(What the exercise asks): Leaving out every picture, quote the data below exactly as it appears.

[begin Raw data]

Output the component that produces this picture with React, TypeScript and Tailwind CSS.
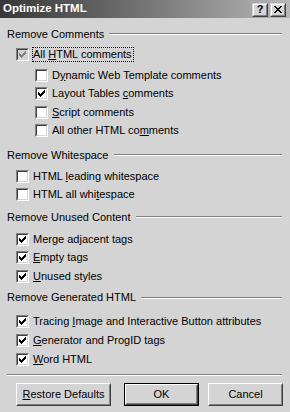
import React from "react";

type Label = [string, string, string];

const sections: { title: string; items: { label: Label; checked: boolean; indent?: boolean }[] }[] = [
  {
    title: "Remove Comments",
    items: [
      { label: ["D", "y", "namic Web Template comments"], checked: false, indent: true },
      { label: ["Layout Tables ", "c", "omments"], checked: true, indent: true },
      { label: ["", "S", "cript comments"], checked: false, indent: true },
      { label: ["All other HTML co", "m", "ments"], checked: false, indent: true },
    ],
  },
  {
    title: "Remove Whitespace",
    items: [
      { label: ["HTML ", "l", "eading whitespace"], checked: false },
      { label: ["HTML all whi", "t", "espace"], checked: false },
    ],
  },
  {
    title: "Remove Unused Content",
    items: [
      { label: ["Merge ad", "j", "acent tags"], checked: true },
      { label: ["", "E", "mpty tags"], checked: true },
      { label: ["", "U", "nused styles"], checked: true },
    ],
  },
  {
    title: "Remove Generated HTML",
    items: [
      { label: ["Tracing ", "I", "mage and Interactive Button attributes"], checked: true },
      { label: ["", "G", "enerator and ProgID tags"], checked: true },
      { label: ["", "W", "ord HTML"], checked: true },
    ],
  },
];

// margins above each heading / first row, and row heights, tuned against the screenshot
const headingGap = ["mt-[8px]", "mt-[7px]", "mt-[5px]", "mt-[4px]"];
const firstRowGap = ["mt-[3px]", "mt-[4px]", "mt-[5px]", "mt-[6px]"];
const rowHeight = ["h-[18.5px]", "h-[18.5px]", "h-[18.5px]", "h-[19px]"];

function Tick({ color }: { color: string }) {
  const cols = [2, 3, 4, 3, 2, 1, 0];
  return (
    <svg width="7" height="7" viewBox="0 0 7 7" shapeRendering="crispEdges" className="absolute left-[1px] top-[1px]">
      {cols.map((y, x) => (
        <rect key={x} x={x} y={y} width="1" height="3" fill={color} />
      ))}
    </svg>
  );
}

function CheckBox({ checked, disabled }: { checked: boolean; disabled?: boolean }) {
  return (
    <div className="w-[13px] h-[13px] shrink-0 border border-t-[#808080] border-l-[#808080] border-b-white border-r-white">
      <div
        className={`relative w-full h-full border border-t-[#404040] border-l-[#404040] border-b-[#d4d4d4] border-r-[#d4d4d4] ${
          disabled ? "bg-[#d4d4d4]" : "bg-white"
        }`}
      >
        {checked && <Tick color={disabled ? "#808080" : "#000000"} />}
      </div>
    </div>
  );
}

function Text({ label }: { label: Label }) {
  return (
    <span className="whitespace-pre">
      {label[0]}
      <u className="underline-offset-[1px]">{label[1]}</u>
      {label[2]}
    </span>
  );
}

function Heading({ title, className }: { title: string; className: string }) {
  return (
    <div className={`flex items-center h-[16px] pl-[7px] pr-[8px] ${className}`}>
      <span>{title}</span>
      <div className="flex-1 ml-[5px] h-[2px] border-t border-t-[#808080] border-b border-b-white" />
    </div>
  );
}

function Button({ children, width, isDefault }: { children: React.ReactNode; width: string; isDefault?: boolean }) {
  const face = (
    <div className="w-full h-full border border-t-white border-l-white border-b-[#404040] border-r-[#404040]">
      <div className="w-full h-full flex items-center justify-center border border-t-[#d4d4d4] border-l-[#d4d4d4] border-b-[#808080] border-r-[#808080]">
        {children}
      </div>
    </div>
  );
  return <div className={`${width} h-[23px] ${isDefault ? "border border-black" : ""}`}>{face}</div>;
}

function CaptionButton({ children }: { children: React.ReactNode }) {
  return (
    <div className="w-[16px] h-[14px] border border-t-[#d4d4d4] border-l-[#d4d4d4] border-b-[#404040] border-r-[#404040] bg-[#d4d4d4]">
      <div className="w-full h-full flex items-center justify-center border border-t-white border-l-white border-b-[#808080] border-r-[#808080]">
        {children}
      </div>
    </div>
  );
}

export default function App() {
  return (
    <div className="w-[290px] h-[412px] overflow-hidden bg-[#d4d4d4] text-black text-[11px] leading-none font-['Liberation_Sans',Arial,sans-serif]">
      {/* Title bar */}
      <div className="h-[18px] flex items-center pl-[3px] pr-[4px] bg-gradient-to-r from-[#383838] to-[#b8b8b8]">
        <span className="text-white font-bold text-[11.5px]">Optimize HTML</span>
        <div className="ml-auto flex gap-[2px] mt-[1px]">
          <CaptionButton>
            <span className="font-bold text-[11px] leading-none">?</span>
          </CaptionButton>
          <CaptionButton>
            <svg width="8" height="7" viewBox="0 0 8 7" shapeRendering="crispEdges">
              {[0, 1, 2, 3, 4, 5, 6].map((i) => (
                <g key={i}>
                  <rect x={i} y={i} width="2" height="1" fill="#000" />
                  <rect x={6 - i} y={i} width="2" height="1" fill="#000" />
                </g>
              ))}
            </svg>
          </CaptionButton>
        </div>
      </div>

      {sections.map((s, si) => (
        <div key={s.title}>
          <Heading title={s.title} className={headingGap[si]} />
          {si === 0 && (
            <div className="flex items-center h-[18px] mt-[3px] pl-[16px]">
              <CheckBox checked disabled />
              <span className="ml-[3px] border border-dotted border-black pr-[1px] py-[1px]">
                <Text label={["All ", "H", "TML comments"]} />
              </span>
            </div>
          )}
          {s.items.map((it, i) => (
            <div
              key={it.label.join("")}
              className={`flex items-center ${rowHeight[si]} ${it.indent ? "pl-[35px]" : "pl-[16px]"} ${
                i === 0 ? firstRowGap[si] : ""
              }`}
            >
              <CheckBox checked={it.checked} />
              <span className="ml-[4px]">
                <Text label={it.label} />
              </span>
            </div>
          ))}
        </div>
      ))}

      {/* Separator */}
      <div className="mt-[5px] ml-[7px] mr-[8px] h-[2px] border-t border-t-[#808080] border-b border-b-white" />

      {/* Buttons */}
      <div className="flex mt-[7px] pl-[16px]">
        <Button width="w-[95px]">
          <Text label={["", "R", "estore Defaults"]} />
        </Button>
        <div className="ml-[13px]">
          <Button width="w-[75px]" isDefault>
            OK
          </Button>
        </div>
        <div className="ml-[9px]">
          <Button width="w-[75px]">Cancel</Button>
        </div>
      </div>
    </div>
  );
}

[end Raw data]

(Reply):
Output the component that produces this picture with React, TypeScript and Tailwind CSS.
import React from "react";

type Label = [string, string, string];

const sections: { title: string; items: { label: Label; checked: boolean; indent?: boolean }[] }[] = [
  {
    title: "Remove Comments",
    items: [
      { label: ["D", "y", "namic Web Template comments"], checked: false, indent: true },
      { label: ["Layout Tables ", "c", "omments"], checked: true, indent: true },
      { label: ["", "S", "cript comments"], checked: false, indent: true },
      { label: ["All other HTML co", "m", "ments"], checked: false, indent: true },
    ],
  },
  {
    title: "Remove Whitespace",
    items: [
      { label: ["HTML ", "l", "eading whitespace"], checked: false },
      { label: ["HTML all whi", "t", "espace"], checked: false },
    ],
  },
  {
    title: "Remove Unused Content",
    items: [
      { label: ["Merge ad", "j", "acent tags"], checked: true },
      { label: ["", "E", "mpty tags"], checked: true },
      { label: ["", "U", "nused styles"], checked: true },
    ],
  },
  {
    title: "Remove Generated HTML",
    items: [
      { label: ["Tracing ", "I", "mage and Interactive Button attributes"], checked: true },
      { label: ["", "G", "enerator and ProgID tags"], checked: true },
      { label: ["", "W", "ord HTML"], checked: true },
    ],
  },
];

// margins above each heading / first row, and row heights, tuned against the screenshot
const headingGap = ["mt-[8px]", "mt-[7px]", "mt-[5px]", "mt-[4px]"];
const firstRowGap = ["mt-[3px]", "mt-[4px]", "mt-[5px]", "mt-[6px]"];
const rowHeight = ["h-[18.5px]", "h-[18.5px]", "h-[18.5px]", "h-[19px]"];

function Tick({ color }: { color: string }) {
  const cols = [2, 3, 4, 3, 2, 1, 0];
  return (
    <svg width="7" height="7" viewBox="0 0 7 7" shapeRendering="crispEdges" className="absolute left-[1px] top-[1px]">
      {cols.map((y, x) => (
        <rect key={x} x={x} y={y} width="1" height="3" fill={color} />
      ))}
    </svg>
  );
}

function CheckBox({ checked, disabled }: { checked: boolean; disabled?: boolean }) {
  return (
    <div className="w-[13px] h-[13px] shrink-0 border border-t-[#808080] border-l-[#808080] border-b-white border-r-white">
      <div
        className={`relative w-full h-full border border-t-[#404040] border-l-[#404040] border-b-[#d4d4d4] border-r-[#d4d4d4] ${
          disabled ? "bg-[#d4d4d4]" : "bg-white"
        }`}
      >
        {checked && <Tick color={disabled ? "#808080" : "#000000"} />}
      </div>
    </div>
  );
}

function Text({ label }: { label: Label }) {
  return (
    <span className="whitespace-pre">
      {label[0]}
      <u className="underline-offset-[1px]">{label[1]}</u>
      {label[2]}
    </span>
  );
}

function Heading({ title, className }: { title: string; className: string }) {
  return (
    <div className={`flex items-center h-[16px] pl-[7px] pr-[8px] ${className}`}>
      <span>{title}</span>
      <div className="flex-1 ml-[5px] h-[2px] border-t border-t-[#808080] border-b border-b-white" />
    </div>
  );
}

function Button({ children, width, isDefault }: { children: React.ReactNode; width: string; isDefault?: boolean }) {
  const face = (
    <div className="w-full h-full border border-t-white border-l-white border-b-[#404040] border-r-[#404040]">
      <div className="w-full h-full flex items-center justify-center border border-t-[#d4d4d4] border-l-[#d4d4d4] border-b-[#808080] border-r-[#808080]">
        {children}
      </div>
    </div>
  );
  return <div className={`${width} h-[23px] ${isDefault ? "border border-black" : ""}`}>{face}</div>;
}

function CaptionButton({ children }: { children: React.ReactNode }) {
  return (
    <div className="w-[16px] h-[14px] border border-t-[#d4d4d4] border-l-[#d4d4d4] border-b-[#404040] border-r-[#404040] bg-[#d4d4d4]">
      <div className="w-full h-full flex items-center justify-center border border-t-white border-l-white border-b-[#808080] border-r-[#808080]">
        {children}
      </div>
    </div>
  );
}

export default function App() {
  return (
    <div className="w-[290px] h-[412px] overflow-hidden bg-[#d4d4d4] text-black text-[11px] leading-none font-['Liberation_Sans',Arial,sans-serif]">
      {/* Title bar */}
      <div className="h-[18px] flex items-center pl-[3px] pr-[4px] bg-gradient-to-r from-[#383838] to-[#b8b8b8]">
        <span className="text-white font-bold text-[11.5px]">Optimize HTML</span>
        <div className="ml-auto flex gap-[2px] mt-[1px]">
          <CaptionButton>
            <span className="font-bold text-[11px] leading-none">?</span>
          </CaptionButton>
          <CaptionButton>
            <svg width="8" height="7" viewBox="0 0 8 7" shapeRendering="crispEdges">
              {[0, 1, 2, 3, 4, 5, 6].map((i) => (
                <g key={i}>
                  <rect x={i} y={i} width="2" height="1" fill="#000" />
                  <rect x={6 - i} y={i} width="2" height="1" fill="#000" />
                </g>
              ))}
            </svg>
          </CaptionButton>
        </div>
      </div>

      {sections.map((s, si) => (
        <div key={s.title}>
          <Heading title={s.title} className={headingGap[si]} />
          {si === 0 && (
            <div className="flex items-center h-[18px] mt-[3px] pl-[16px]">
              <CheckBox checked disabled />
              <span className="ml-[3px] border border-dotted border-black pr-[1px] py-[1px]">
                <Text label={["All ", "H", "TML comments"]} />
              </span>
            </div>
          )}
          {s.items.map((it, i) => (
            <div
              key={it.label.join("")}
              className={`flex items-center ${rowHeight[si]} ${it.indent ? "pl-[35px]" : "pl-[16px]"} ${
                i === 0 ? firstRowGap[si] : ""
              }`}
            >
              <CheckBox checked={it.checked} />
              <span className="ml-[4px]">
                <Text label={it.label} />
              </span>
            </div>
          ))}
        </div>
      ))}

      {/* Separator */}
      <div className="mt-[5px] ml-[7px] mr-[8px] h-[2px] border-t border-t-[#808080] border-b border-b-white" />

      {/* Buttons */}
      <div className="flex mt-[7px] pl-[16px]">
        <Button width="w-[95px]">
          <Text label={["", "R", "estore Defaults"]} />
        </Button>
        <div className="ml-[13px]">
          <Button width="w-[75px]" isDefault>
            OK
          </Button>
        </div>
        <div className="ml-[9px]">
          <Button width="w-[75px]">Cancel</Button>
        </div>
      </div>
    </div>
  );
}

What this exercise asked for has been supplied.